→ Directions for this task
Where a line holds the string "with", return that line.

→ Lines of data
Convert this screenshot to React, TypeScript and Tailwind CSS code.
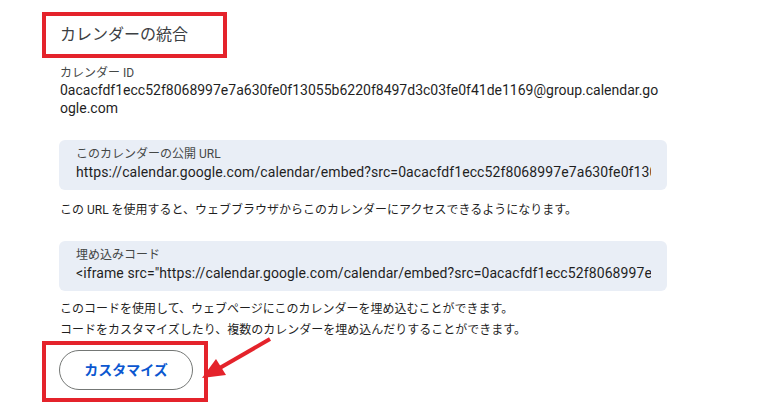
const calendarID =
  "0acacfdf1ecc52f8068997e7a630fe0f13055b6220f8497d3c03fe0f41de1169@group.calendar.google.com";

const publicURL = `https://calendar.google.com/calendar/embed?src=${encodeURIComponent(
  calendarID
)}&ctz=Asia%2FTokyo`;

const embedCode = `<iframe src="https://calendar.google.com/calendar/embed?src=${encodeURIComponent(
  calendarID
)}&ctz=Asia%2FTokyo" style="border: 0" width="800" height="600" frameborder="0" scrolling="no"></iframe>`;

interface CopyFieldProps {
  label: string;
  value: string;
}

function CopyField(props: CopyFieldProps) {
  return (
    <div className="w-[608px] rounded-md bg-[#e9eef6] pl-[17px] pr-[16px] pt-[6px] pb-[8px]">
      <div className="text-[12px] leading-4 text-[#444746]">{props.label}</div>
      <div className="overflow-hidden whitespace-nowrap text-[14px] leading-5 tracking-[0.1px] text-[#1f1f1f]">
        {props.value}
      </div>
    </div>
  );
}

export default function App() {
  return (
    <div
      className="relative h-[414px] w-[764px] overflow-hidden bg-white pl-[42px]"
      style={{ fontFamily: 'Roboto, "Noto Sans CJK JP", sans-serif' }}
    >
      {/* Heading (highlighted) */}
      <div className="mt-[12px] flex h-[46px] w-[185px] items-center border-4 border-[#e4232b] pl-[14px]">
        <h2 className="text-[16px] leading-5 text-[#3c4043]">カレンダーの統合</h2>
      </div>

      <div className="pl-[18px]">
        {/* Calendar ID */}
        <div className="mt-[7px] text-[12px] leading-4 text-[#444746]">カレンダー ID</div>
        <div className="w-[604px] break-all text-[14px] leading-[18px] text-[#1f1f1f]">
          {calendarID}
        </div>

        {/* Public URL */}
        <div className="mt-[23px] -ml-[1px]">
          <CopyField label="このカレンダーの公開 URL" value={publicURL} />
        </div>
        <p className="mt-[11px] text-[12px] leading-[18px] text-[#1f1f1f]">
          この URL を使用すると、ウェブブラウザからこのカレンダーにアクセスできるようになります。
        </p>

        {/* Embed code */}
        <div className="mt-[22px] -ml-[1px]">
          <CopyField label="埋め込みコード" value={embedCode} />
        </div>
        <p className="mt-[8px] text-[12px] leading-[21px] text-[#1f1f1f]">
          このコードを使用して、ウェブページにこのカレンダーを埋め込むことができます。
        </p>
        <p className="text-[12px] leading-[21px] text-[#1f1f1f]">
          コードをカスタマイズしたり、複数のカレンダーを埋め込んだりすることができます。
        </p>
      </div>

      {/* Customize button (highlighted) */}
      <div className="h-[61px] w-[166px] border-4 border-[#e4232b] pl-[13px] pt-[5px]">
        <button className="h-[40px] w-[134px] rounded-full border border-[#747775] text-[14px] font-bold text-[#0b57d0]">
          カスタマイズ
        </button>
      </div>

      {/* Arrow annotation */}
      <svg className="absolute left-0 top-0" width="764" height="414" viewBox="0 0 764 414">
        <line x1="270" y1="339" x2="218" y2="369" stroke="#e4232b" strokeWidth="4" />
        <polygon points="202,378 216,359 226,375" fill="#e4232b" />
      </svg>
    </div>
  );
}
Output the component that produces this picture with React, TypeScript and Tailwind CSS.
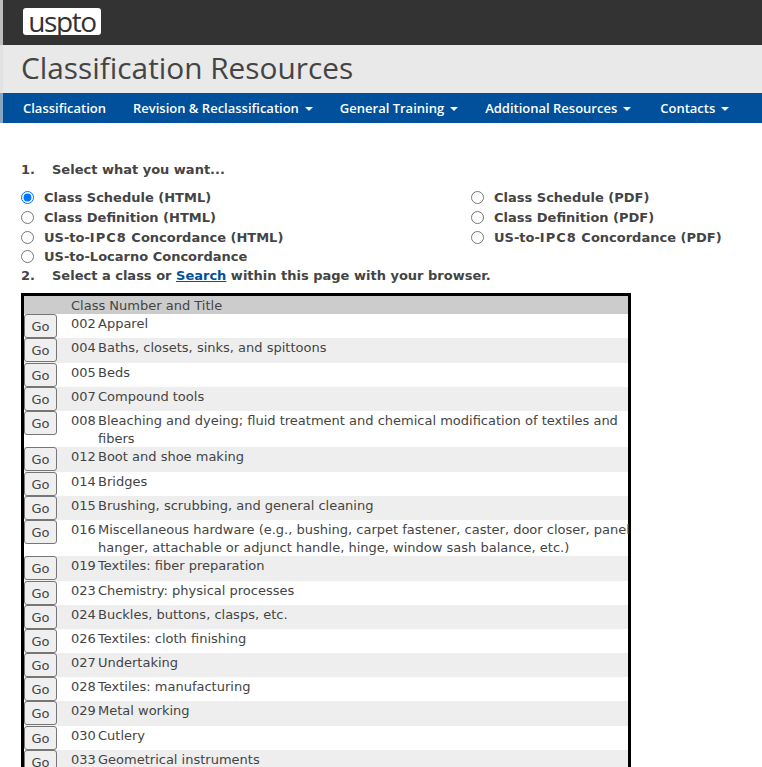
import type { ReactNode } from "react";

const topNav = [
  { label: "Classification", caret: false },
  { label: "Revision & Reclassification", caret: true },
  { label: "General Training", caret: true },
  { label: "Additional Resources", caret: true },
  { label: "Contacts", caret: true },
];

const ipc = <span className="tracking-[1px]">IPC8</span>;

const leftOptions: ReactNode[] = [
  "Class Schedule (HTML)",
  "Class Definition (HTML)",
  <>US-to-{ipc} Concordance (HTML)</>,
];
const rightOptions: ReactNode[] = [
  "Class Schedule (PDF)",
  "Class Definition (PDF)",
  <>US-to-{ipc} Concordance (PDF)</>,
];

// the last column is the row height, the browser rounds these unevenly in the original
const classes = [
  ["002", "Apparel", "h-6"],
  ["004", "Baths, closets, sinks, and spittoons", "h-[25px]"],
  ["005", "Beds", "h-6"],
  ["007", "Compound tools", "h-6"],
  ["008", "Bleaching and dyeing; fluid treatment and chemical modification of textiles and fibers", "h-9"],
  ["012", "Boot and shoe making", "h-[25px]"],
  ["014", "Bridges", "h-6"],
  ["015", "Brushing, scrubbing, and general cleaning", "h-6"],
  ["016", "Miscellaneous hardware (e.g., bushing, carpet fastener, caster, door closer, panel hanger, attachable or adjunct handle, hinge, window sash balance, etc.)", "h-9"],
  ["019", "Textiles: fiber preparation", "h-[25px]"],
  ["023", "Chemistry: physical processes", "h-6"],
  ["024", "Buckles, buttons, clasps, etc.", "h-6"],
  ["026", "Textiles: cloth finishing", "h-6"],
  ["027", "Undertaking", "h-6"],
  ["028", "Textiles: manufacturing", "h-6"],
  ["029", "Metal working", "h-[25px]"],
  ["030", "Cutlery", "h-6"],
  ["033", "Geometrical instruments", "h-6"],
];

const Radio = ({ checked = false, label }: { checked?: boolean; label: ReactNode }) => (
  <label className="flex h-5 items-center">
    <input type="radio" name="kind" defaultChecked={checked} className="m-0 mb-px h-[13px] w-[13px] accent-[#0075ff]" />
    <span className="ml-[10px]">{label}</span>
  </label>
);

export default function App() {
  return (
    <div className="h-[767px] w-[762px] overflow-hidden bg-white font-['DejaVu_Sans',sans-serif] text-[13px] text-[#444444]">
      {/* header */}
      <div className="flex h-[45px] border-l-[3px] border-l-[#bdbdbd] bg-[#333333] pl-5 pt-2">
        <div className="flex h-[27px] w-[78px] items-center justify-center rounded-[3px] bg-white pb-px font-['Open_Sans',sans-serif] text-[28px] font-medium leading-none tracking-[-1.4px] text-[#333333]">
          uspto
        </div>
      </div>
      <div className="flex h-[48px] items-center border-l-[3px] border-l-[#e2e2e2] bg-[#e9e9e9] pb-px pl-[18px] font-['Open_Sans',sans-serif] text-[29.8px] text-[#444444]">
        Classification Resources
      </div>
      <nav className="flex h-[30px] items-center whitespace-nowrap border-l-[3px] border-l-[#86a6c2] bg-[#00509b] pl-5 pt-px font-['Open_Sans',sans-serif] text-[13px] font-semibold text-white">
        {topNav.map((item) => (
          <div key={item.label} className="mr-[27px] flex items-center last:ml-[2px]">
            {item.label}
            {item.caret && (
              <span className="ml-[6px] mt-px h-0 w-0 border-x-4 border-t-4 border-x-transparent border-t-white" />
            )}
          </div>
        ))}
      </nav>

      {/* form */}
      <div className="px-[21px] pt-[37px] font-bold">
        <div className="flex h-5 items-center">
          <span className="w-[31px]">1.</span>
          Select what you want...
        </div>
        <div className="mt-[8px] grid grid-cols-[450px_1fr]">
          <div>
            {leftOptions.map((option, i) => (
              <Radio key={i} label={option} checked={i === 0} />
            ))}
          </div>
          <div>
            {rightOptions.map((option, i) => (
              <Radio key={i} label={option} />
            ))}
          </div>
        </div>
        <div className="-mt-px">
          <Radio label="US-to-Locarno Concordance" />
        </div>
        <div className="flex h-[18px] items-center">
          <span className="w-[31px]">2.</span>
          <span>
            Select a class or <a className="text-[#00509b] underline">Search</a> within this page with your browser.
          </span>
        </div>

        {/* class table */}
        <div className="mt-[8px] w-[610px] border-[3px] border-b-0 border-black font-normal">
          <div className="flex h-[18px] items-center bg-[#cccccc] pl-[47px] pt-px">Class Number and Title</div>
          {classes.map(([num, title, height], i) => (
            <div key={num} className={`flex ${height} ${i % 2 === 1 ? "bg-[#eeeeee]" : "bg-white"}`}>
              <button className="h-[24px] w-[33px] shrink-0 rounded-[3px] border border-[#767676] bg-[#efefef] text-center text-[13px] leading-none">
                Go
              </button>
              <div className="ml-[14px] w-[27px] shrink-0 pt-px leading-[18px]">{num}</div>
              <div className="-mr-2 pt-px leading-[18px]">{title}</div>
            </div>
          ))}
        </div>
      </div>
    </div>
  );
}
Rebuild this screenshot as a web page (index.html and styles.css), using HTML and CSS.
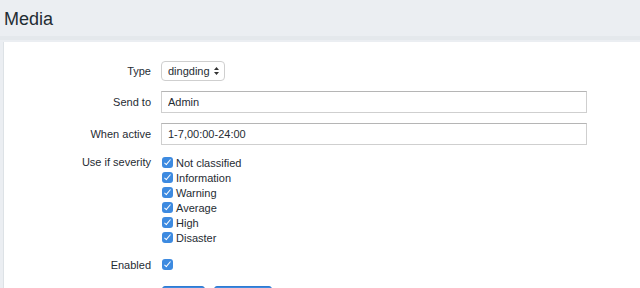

→ The reply
Output the component that produces this picture with React, TypeScript and Tailwind CSS.
            Select a class or <a className="text-[#00509b] underline">Search</a> within this page with your browser.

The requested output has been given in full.